[Rows from a dataset of pages and code]

-- start --

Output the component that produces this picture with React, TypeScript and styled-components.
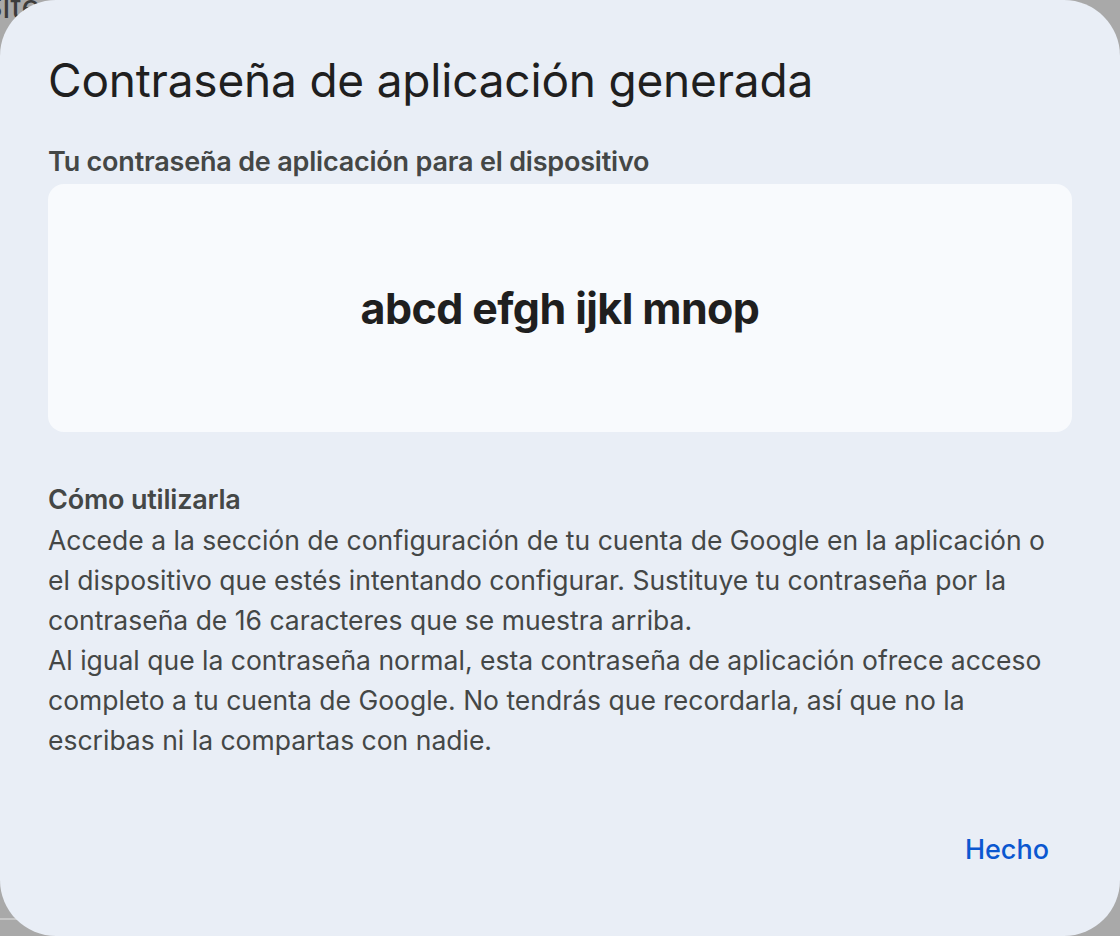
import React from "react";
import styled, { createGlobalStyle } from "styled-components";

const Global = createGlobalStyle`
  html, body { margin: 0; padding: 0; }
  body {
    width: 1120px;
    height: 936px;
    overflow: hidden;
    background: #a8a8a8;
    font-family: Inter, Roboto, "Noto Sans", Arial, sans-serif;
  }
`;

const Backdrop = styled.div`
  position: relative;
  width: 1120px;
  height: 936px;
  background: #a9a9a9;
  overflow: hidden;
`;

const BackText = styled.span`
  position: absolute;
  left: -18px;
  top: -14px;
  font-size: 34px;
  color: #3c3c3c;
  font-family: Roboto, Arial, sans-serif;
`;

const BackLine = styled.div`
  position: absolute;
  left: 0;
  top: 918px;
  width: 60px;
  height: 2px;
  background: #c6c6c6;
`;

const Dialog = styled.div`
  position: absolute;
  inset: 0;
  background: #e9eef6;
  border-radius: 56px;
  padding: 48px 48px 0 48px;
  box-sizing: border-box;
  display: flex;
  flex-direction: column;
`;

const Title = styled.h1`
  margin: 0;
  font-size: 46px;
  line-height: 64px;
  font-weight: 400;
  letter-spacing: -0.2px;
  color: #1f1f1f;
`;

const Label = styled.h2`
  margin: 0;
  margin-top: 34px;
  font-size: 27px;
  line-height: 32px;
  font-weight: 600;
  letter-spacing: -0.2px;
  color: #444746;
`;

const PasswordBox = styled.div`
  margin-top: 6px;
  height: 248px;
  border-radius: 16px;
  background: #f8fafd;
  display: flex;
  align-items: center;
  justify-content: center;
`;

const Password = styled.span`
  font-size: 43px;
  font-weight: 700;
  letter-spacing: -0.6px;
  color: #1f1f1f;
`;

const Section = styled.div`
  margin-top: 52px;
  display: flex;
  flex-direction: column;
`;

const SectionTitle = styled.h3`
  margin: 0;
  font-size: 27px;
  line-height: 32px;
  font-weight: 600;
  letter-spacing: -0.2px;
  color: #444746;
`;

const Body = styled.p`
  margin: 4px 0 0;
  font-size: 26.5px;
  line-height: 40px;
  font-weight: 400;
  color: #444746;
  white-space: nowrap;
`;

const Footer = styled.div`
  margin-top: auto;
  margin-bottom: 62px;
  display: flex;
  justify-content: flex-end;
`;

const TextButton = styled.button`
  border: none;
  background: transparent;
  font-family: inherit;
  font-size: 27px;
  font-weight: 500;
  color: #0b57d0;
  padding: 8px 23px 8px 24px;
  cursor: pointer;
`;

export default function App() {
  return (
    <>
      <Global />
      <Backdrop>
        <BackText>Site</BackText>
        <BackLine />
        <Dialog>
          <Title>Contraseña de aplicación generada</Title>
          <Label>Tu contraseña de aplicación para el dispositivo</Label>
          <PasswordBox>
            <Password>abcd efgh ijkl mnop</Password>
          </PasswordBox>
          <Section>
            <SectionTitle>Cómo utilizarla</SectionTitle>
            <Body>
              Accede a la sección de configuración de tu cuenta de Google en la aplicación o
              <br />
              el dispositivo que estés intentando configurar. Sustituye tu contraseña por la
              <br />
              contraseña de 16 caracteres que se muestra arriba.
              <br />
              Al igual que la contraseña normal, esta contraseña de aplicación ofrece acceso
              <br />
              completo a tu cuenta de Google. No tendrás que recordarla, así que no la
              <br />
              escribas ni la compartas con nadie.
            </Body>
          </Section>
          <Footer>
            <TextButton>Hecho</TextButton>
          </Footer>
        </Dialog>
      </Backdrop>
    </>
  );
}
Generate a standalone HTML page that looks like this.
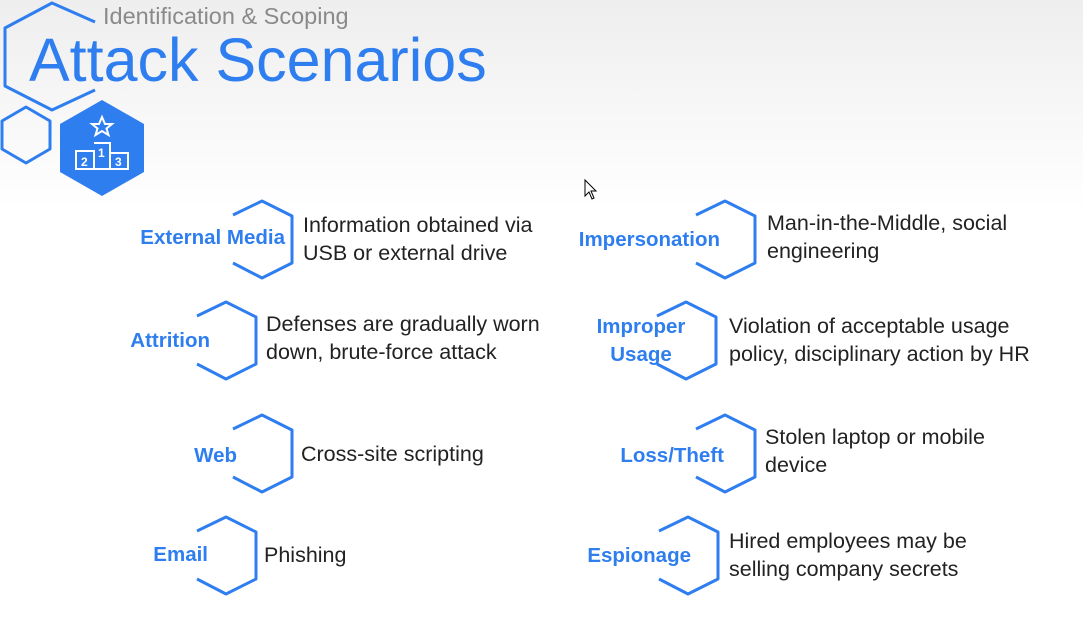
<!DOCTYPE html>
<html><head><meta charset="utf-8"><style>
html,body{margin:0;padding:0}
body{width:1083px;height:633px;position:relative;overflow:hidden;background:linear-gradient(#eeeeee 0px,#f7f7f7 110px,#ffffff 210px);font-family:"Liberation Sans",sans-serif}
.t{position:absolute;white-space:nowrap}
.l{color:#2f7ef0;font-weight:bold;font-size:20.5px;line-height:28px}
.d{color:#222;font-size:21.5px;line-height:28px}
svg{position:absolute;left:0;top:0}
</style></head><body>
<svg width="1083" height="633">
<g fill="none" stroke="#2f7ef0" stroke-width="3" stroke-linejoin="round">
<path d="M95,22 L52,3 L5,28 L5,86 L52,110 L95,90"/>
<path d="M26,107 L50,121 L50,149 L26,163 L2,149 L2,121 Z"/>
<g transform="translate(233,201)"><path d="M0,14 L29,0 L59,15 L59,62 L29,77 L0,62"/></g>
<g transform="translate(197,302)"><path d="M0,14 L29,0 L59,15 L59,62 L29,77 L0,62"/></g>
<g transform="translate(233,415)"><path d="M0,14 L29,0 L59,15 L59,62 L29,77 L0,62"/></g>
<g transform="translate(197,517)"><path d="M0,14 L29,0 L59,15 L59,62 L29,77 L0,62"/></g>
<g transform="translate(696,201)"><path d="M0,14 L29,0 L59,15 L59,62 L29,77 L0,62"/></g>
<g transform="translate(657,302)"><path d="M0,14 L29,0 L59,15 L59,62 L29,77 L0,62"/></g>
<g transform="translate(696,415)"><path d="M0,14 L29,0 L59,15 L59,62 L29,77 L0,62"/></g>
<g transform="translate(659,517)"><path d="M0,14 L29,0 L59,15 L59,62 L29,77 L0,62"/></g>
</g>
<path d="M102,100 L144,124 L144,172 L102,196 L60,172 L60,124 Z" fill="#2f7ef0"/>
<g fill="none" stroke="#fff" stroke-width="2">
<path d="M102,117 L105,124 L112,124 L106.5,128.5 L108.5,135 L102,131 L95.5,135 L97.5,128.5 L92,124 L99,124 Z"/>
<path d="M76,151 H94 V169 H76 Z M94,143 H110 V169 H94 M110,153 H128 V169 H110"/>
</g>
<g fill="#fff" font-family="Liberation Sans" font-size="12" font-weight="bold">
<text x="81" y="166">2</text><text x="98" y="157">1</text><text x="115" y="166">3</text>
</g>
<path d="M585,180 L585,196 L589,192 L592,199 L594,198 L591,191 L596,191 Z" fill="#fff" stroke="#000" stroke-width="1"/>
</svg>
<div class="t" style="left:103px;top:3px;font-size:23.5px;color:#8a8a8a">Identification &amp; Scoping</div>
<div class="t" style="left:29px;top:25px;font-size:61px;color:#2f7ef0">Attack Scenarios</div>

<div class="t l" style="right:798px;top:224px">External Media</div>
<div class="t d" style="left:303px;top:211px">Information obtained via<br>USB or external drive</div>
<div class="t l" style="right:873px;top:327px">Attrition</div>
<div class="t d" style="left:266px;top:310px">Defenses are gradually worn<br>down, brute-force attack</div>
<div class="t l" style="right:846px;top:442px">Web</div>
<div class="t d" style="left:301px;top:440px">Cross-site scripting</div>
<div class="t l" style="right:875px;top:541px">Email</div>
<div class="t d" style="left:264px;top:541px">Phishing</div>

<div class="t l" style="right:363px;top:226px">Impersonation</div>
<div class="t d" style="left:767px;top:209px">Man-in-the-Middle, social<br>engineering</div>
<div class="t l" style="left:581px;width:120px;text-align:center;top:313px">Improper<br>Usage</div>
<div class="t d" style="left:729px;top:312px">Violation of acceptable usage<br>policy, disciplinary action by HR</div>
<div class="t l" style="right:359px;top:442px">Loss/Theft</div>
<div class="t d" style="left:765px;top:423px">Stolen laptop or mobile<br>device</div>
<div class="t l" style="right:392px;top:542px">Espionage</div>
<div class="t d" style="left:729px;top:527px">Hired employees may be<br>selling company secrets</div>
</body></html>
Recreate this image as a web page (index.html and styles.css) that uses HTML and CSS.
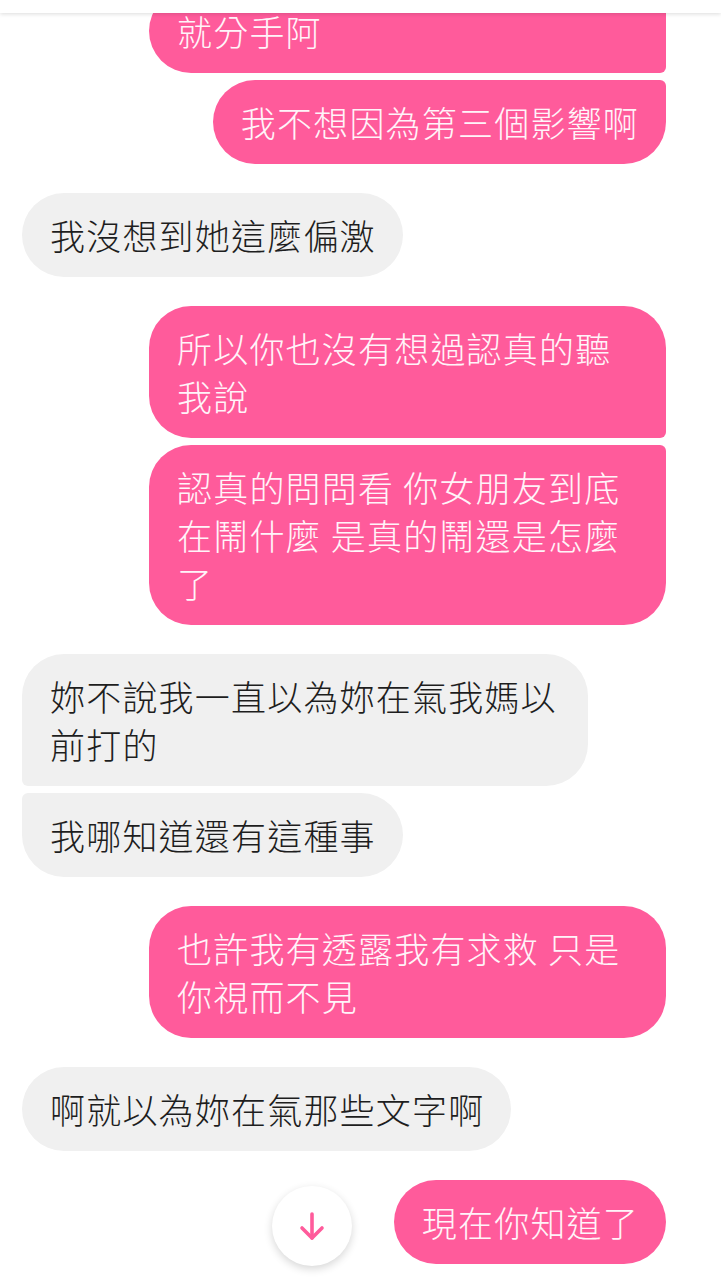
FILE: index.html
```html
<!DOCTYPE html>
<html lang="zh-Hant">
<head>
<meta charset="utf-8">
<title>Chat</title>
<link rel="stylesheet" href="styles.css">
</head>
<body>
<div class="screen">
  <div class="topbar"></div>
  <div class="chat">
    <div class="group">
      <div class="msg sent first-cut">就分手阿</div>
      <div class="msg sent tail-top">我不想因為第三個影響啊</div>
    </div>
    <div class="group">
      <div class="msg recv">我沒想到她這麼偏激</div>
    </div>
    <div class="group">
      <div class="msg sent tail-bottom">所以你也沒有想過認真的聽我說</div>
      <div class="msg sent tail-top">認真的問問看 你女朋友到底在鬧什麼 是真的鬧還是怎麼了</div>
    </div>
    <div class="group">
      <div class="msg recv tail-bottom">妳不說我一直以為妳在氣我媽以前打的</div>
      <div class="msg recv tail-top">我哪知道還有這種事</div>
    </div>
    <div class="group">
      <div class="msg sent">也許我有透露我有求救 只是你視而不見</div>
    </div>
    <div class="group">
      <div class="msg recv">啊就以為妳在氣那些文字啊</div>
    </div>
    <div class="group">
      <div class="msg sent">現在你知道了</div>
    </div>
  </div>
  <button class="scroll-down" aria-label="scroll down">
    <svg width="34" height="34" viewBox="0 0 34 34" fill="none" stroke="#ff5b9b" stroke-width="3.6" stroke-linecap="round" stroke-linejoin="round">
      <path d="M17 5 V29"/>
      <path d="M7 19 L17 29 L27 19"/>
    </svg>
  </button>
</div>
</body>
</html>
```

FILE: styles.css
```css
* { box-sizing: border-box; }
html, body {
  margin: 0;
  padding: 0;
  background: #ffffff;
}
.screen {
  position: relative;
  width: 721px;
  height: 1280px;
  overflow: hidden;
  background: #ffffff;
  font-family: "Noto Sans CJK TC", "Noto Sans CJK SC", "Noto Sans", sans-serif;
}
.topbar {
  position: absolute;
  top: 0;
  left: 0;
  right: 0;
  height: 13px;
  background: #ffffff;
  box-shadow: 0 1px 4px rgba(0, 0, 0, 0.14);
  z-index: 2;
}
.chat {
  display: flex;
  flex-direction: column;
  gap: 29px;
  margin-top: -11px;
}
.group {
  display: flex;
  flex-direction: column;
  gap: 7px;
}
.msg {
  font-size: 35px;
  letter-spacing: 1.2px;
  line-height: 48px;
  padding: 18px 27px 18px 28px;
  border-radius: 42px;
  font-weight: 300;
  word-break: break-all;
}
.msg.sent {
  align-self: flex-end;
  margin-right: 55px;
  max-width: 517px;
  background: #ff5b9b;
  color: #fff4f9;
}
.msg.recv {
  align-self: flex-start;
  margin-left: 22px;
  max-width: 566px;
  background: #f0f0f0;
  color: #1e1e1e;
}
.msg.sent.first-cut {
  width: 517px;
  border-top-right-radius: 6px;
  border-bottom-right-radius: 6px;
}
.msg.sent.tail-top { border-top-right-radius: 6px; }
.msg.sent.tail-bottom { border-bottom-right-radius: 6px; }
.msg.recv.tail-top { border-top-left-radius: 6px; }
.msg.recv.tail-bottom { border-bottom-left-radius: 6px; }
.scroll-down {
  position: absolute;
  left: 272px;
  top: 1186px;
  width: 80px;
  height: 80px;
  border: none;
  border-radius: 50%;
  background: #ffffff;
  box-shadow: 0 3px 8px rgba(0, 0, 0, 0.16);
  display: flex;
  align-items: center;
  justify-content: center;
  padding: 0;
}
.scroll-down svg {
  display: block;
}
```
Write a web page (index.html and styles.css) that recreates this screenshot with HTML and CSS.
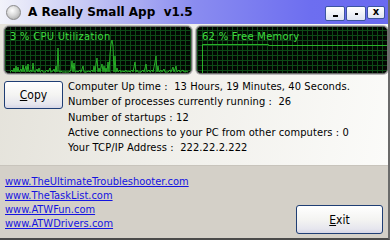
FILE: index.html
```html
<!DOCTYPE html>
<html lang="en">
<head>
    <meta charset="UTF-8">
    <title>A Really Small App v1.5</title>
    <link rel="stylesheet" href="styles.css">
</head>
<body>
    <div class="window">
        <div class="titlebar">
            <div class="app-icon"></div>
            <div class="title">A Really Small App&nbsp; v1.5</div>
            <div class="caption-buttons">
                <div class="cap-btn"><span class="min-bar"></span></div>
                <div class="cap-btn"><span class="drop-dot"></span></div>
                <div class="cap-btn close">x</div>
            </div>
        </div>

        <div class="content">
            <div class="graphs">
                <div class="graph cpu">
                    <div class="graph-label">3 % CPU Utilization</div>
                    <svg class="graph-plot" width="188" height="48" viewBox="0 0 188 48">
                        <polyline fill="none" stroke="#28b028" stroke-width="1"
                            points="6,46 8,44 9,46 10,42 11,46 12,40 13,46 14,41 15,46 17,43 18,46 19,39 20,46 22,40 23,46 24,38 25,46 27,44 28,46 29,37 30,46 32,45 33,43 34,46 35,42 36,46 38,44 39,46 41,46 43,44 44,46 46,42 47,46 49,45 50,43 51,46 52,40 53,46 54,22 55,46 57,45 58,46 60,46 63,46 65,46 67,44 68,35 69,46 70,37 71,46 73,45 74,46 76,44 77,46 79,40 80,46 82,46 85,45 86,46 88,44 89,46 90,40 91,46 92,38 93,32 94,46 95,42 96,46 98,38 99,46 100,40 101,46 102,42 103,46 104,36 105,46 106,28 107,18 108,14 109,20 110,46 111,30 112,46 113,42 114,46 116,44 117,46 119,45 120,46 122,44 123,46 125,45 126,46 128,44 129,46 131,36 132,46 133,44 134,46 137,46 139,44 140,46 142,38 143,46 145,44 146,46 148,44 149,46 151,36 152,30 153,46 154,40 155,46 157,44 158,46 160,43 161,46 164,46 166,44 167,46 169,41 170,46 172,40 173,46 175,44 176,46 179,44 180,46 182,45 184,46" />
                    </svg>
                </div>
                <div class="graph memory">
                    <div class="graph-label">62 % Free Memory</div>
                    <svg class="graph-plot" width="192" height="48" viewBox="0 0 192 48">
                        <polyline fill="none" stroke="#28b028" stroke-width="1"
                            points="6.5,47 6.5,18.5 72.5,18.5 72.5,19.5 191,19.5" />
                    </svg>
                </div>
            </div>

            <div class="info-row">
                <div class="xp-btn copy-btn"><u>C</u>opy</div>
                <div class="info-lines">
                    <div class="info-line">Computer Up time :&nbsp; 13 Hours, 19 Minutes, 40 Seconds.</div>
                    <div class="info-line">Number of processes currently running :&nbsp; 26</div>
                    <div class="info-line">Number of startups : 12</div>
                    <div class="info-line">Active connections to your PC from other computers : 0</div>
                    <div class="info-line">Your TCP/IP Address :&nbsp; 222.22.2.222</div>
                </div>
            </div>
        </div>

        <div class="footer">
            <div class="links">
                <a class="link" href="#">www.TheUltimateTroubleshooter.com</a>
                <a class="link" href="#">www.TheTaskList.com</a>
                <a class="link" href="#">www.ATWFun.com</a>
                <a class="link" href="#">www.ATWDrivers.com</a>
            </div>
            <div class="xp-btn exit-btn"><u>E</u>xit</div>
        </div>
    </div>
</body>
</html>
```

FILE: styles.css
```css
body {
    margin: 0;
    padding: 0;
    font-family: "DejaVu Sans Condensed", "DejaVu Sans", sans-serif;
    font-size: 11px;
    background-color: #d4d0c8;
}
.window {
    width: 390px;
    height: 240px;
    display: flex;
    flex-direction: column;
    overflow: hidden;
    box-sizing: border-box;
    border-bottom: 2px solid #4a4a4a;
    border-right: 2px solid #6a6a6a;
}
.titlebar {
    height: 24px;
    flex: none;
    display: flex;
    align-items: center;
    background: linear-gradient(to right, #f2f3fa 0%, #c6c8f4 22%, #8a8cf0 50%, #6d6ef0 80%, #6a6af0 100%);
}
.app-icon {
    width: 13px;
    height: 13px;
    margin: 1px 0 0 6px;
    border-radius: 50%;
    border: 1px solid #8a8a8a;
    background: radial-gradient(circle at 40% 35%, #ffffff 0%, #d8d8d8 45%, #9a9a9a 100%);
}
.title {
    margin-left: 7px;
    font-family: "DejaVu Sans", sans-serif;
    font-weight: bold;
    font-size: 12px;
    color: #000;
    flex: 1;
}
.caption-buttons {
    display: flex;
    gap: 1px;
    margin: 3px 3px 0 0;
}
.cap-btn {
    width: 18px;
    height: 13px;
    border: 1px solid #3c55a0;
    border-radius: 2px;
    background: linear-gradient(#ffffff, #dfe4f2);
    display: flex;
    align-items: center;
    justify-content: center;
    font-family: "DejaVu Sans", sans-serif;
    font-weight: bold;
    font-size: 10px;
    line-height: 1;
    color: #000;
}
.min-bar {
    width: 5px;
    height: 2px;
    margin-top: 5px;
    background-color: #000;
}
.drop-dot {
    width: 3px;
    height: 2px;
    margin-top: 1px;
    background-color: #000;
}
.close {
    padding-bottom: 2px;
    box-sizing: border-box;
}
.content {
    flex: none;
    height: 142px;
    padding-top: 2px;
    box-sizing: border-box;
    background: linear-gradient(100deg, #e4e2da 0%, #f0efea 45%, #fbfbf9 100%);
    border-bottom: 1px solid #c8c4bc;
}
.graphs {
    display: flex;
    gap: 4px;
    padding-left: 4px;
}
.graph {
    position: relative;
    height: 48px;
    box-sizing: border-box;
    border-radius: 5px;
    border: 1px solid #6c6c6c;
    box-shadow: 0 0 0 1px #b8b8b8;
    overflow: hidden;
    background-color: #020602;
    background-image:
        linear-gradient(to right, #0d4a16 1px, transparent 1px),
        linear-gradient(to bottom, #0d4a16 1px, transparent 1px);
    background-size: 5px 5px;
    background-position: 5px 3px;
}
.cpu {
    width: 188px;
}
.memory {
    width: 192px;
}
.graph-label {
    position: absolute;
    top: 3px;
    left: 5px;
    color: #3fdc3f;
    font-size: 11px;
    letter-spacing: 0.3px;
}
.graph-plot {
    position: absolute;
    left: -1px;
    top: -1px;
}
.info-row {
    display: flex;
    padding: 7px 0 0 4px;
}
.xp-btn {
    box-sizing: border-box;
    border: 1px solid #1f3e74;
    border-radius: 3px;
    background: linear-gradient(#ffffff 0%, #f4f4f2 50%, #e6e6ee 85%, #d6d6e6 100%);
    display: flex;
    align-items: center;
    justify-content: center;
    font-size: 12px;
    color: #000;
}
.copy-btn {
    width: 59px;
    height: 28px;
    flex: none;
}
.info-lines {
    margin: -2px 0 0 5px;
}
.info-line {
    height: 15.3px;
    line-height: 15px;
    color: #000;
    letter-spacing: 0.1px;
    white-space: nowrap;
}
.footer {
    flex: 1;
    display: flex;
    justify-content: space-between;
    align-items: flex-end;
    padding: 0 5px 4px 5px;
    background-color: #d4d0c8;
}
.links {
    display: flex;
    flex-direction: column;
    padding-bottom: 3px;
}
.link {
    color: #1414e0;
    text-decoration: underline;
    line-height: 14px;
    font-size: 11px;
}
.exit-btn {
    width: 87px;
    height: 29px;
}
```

-- end --

- _Exercise objective_: Check each line of the records for the word "styles", and show the lines that contain it.

- _Response for this exercise_:
Recreate this image as a web page (index.html and styles.css) that uses HTML and CSS.
<link rel="stylesheet" href="styles.css">
FILE: styles.css
Write a web page (index.html and styles.css) that recreates this screenshot with HTML and CSS.
    <link rel="stylesheet" href="styles.css">
FILE: styles.css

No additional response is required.